After two trials, two Federal Circuit decisions, and two solicitor general recommendations against granting cert, the Supreme Court decided Friday to weigh in on the titanic copyright struggle between Oracle and Google over Java APIs.

Up until now, the focus has been on whether the Federal Circuit correctly decided the issues of copyrightability and fair use. Now that they've granted cert, the justices will be painting on a blank canvas, bounded only by outdated copyright statutes and their own on-again, off-commitment to stare decisis.

So I reached out to two scholars who've been following the case for many years as to what three holdings they'd most like to see when the Supreme Court renders its decision in Google v. Oracle.

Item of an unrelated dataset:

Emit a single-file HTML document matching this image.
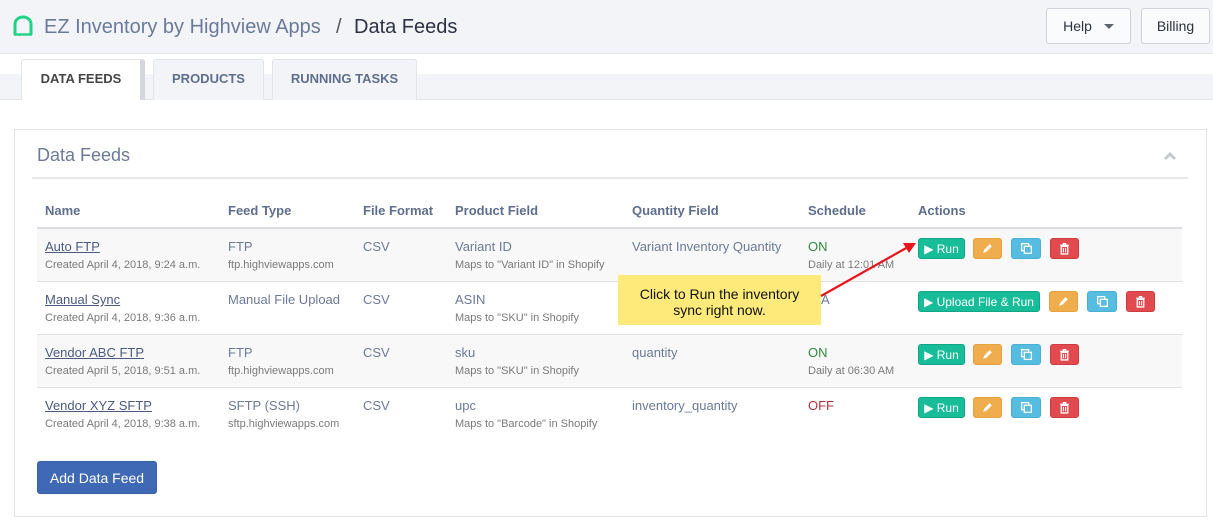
<!DOCTYPE html>
<html><head><style>
*{box-sizing:border-box;margin:0;padding:0}
body{width:1213px;height:526px;position:relative;background:#fff;font-family:"Liberation Sans",sans-serif;overflow:hidden;color:#6b7a99}
.a{position:absolute;white-space:nowrap}
.m{font-size:13px;color:#6b7a99}
.s{font-size:11px;color:#7a7a7a}
.lnk{font-size:13px;color:#4a5a80;text-decoration:underline}
.th{font-size:13px;font-weight:bold;color:#5f6e8e}
.btn{position:absolute;height:21px;border-radius:3px;color:#fff;font-size:12px;display:flex;align-items:center;justify-content:center}
.g{background:#17bc98;border:1px solid #12a585}
.o{background:#f0ad4e;border:1px solid #e6a23f}
.b{background:#57bde0;border:1px solid #48b0d4}
.r{background:#e14b4f;border:1px solid #cf3c40}
.tab{position:absolute;top:59px;height:41px;background:#f3f4f8;border:1px solid #e3e5ea;border-bottom:none;border-radius:3px 3px 0 0;font-size:13px;font-weight:bold;color:#5f6e8e;display:flex;align-items:center;justify-content:center;padding-bottom:4px}
</style></head><body>
<div class="a" style="left:0;top:0;width:1213px;height:54px;background:#f3f4f8;border-bottom:1px solid #e3e5ea"></div>
<svg class="a" style="left:12px;top:15px" width="22" height="22" viewBox="0 0 22 22"><path d="M3 20 V9 A8 7 0 0 1 19 9 V20" fill="none" stroke="#22d38a" stroke-width="3"/><path d="M2 19.5 H20" stroke="#22d38a" stroke-width="2.5"/></svg>
<div class="a" style="left:44px;top:16px;font-size:20px;color:#6b7a99">EZ Inventory by Highview Apps</div>
<div class="a" style="left:336px;top:16px;font-size:20px;color:#555">/</div>
<div class="a" style="left:354px;top:16px;font-size:20px;color:#2d3142">Data Feeds</div>
<div class="a" style="left:1046px;top:8px;width:85px;height:36px;border:1px solid #cdd1d8;border-radius:3px;background:#fafbfc;font-size:14px;color:#2d3142;display:flex;align-items:center;justify-content:center">Help<span style="margin-left:12px;width:0;height:0;border-left:5px solid transparent;border-right:5px solid transparent;border-top:5px solid #5f6470"></span></div>
<div class="a" style="left:1141px;top:8px;width:69px;height:36px;border:1px solid #cdd1d8;border-radius:3px;background:#fafbfc;font-size:14px;color:#2d3142;display:flex;align-items:center;justify-content:center">Billing</div>
<div class="a" style="left:0;top:74px;width:1213px;height:26px;background:#f3f4f8;border-bottom:1px solid #e3e5ea"></div>
<div class="tab" style="left:21px;width:124px;background:#fff;color:#444;border-right:5px solid #d5d7dc;height:41px">DATA FEEDS</div>
<div class="tab" style="left:153px;width:111px">PRODUCTS</div>
<div class="tab" style="left:272px;width:145px">RUNNING TASKS</div>

<div class="a" style="left:14px;top:129px;width:1193px;height:388px;border:1px solid #e3e5ea"></div>
<div class="a" style="left:37px;top:145px;font-size:18px;color:#6b7a99">Data Feeds</div>
<svg class="a" style="left:1163px;top:151px" width="14" height="10" viewBox="0 0 14 10"><path d="M2 8 L7 3 L12 8" fill="none" stroke="#c5c9d0" stroke-width="3"/></svg>
<div class="a" style="left:32px;top:177px;width:1156px;height:2px;background:#e5e7eb"></div>

<div class="th a" style="left:45px;top:203px">Name</div>
<div class="th a" style="left:228px;top:203px">Feed Type</div>
<div class="th a" style="left:363px;top:203px">File Format</div>
<div class="th a" style="left:455px;top:203px">Product Field</div>
<div class="th a" style="left:632px;top:203px">Quantity Field</div>
<div class="th a" style="left:808px;top:203px">Schedule</div>
<div class="th a" style="left:918px;top:203px">Actions</div>
<div class="a" style="left:37px;top:227px;width:1145px;height:2px;background:#dcdde0"></div>

<div class="a" style="left:37px;top:229px;width:1145px;height:53px;background:#f8f8f8;border-bottom:1px solid #e0e0e0"></div>
<div class="a" style="left:37px;top:282px;width:1145px;height:53px;background:#fff;border-bottom:1px solid #e0e0e0"></div>
<div class="a" style="left:37px;top:335px;width:1145px;height:53px;background:#f8f8f8;border-bottom:1px solid #e0e0e0"></div>

<div class="lnk a" style="left:45px;top:239px">Auto FTP</div><div class="s a" style="left:45px;top:259px">Created April 4, 2018, 9:24 a.m.</div>
<div class="m a" style="left:228px;top:239px">FTP</div><div class="s a" style="left:228px;top:259px">ftp.highviewapps.com</div>
<div class="m a" style="left:363px;top:239px">CSV</div>
<div class="m a" style="left:455px;top:239px">Variant ID</div><div class="s a" style="left:455px;top:259px">Maps to "Variant ID" in Shopify</div>
<div class="m a" style="left:632px;top:239px">Variant Inventory Quantity</div>
<div class="m a" style="left:808px;top:239px;color:#2e8b3e">ON</div><div class="s a" style="left:808px;top:259px">Daily at 12:01 AM</div>

<div class="lnk a" style="left:45px;top:292px">Manual Sync</div><div class="s a" style="left:45px;top:312px">Created April 4, 2018, 9:36 a.m.</div>
<div class="m a" style="left:228px;top:292px">Manual File Upload</div>
<div class="m a" style="left:363px;top:292px">CSV</div>
<div class="m a" style="left:455px;top:292px">ASIN</div><div class="s a" style="left:455px;top:312px">Maps to "SKU" in Shopify</div>
<div class="m a" style="left:808px;top:292px">N/A</div>

<div class="lnk a" style="left:45px;top:345px">Vendor ABC FTP</div><div class="s a" style="left:45px;top:365px">Created April 5, 2018, 9:51 a.m.</div>
<div class="m a" style="left:228px;top:345px">FTP</div><div class="s a" style="left:228px;top:365px">ftp.highviewapps.com</div>
<div class="m a" style="left:363px;top:345px">CSV</div>
<div class="m a" style="left:455px;top:345px">sku</div><div class="s a" style="left:455px;top:365px">Maps to "SKU" in Shopify</div>
<div class="m a" style="left:632px;top:345px">quantity</div>
<div class="m a" style="left:808px;top:345px;color:#2e8b3e">ON</div><div class="s a" style="left:808px;top:365px">Daily at 06:30 AM</div>

<div class="lnk a" style="left:45px;top:398px">Vendor XYZ SFTP</div><div class="s a" style="left:45px;top:418px">Created April 4, 2018, 9:38 a.m.</div>
<div class="m a" style="left:228px;top:398px">SFTP (SSH)</div><div class="s a" style="left:228px;top:418px">sftp.highviewapps.com</div>
<div class="m a" style="left:363px;top:398px">CSV</div>
<div class="m a" style="left:455px;top:398px">upc</div><div class="s a" style="left:455px;top:418px">Maps to "Barcode" in Shopify</div>
<div class="m a" style="left:632px;top:398px">inventory_quantity</div>
<div class="m a" style="left:808px;top:398px;color:#b5323a">OFF</div>

<div class="btn g" style="left:918px;top:238px;width:47px">▶ Run</div>
<div class="btn g" style="left:918px;top:291px;width:122px">▶ Upload File &amp; Run</div>
<div class="btn g" style="left:918px;top:344px;width:47px">▶ Run</div>
<div class="btn g" style="left:918px;top:397px;width:47px">▶ Run</div>

<svg width="0" height="0" style="position:absolute"><defs>
<symbol id="pen" viewBox="0 0 12 12"><path d="M2 10 L3 7 L8 2 L10 4 L5 9 Z" fill="#fff"/></symbol>
<symbol id="cp" viewBox="0 0 12 12"><rect x="1.5" y="1.5" width="6.5" height="6.5" fill="none" stroke="#fff" stroke-width="1.2"/><rect x="4" y="4" width="6.5" height="6.5" fill="#57bde0" stroke="#fff" stroke-width="1.2"/></symbol>
<symbol id="tr" viewBox="0 0 12 12"><path d="M2 3 H10 M5 3 V1.5 H7 V3" stroke="#fff" stroke-width="1.2" fill="none"/><path d="M3 4 H9 V11 H3 Z" fill="none" stroke="#fff" stroke-width="1.2"/><path d="M5 5.5 V9.5 M7 5.5 V9.5" stroke="#fff" stroke-width="1"/></symbol>
</defs></svg>

<div class="btn o" style="left:973px;top:238px;width:29px"><svg width="13" height="13"><use href="#pen"/></svg></div>
<div class="btn b" style="left:1011px;top:238px;width:30px"><svg width="13" height="13"><use href="#cp"/></svg></div>
<div class="btn r" style="left:1050px;top:238px;width:29px"><svg width="13" height="13"><use href="#tr"/></svg></div>

<div class="btn o" style="left:1049px;top:291px;width:29px"><svg width="13" height="13"><use href="#pen"/></svg></div>
<div class="btn b" style="left:1087px;top:291px;width:30px"><svg width="13" height="13"><use href="#cp"/></svg></div>
<div class="btn r" style="left:1126px;top:291px;width:29px"><svg width="13" height="13"><use href="#tr"/></svg></div>

<div class="btn o" style="left:973px;top:344px;width:29px"><svg width="13" height="13"><use href="#pen"/></svg></div>
<div class="btn b" style="left:1011px;top:344px;width:30px"><svg width="13" height="13"><use href="#cp"/></svg></div>
<div class="btn r" style="left:1050px;top:344px;width:29px"><svg width="13" height="13"><use href="#tr"/></svg></div>

<div class="btn o" style="left:973px;top:397px;width:29px"><svg width="13" height="13"><use href="#pen"/></svg></div>
<div class="btn b" style="left:1011px;top:397px;width:30px"><svg width="13" height="13"><use href="#cp"/></svg></div>
<div class="btn r" style="left:1050px;top:397px;width:29px"><svg width="13" height="13"><use href="#tr"/></svg></div>

<div class="a" style="left:618px;top:275px;width:203px;height:50px;background:#fdea7a;color:#111;font-size:14px;text-align:center;line-height:16px;padding-top:11px;white-space:normal">Click to Run the inventory<br>sync right now.</div>
<svg class="a" style="left:0;top:0" width="1213" height="526"><line x1="821" y1="296" x2="908" y2="247" stroke="#e8141c" stroke-width="2.2"/><path d="M916 243 L903 243 L909 253 Z" fill="#e8141c"/></svg>

<div class="a" style="left:37px;top:461px;width:120px;height:33px;background:#3f69b4;border:1px solid #3660a8;border-radius:3px;color:#fff;font-size:14px;display:flex;align-items:center;justify-content:center">Add Data Feed</div>
</body></html>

Here are three from Peter Menell, co-director of the Berkeley Center for Law & Technology and co-author of an amicus brief supporting Google at the cert stage earlier this year:

➤ Copyrightability: Based on the fundamental channeling principle enunciated in Baker v. Selden, 101 U.S. 99 (1879), as reflected in Section 102(b) of the Copyright Act, the functional requirements of APIs for computer systems and devices, like the internal workings of other machines, are outside of the scope of copyright protection even as non-functional aspects of the implementing code for APIs are protectable.

➤ Fair Use: Based on the resolution of the copyrightability issue in point 1, there is no need for the Supreme Court to address the fair use issue.

➤ Federal Circuit Jurisdiction Regarding Software Copyright Cases: The Supreme Court should call upon Congress to amend the Federal Circuit's jurisdiction to ensure that regional circuit law remains dominant for interpreting copyright law, as Congress intended in the Federal Courts Improvement Act (1982). See Peter S. Menell, API Copyrightability Bleak House: Unraveling and Repairing the Oracle v. Google Jurisdictional Mess, 31 Berkeley Tech. L.J. 1515 (2016). There are easy fixes for the jurisdictional mess, such as diverting the appeal of copyright issues in cases with a patent law question to the appropriate regional circuit court of appeals or, in cases where the patent and copyright issues are intertwined, enabling litigants to seek en banc review of copyright determinations in the appropriate regional circuit court of appeals.

Now here are three from Sandra Aistars, senior scholar and director of copyright research & policy at George Mason University's Center for the Protection of IP. Aistars led a collaborative effort at the school to file an amicus brief in support of Oracle on the second go-round at the Federal Circuit:

➤ First, code is copyrightable. The material that Google copied is code, and Congress decided that it is copyrightable. There is no special rule in the Copyright Act that says if you label code an "interface," it is not protectable.

➤ Second, popular works are particularly in need of copyright protection. Java should not become less protectable because developers were familiar with and liked creating programs for it. A popular book would not be treated that way, nor should a popular program.

➤ Third, using code for its same purpose is not fair use. Google admits that it used Oracle's code to perform the same functions in Android that it performed in Java. That is the epitome of an unfair use, and it shows why Google's copying was so harmful to the market for Java.

My thanks to Professor Aistars and Menell for a reminder of some of the principles at stake as the case rolls ahead.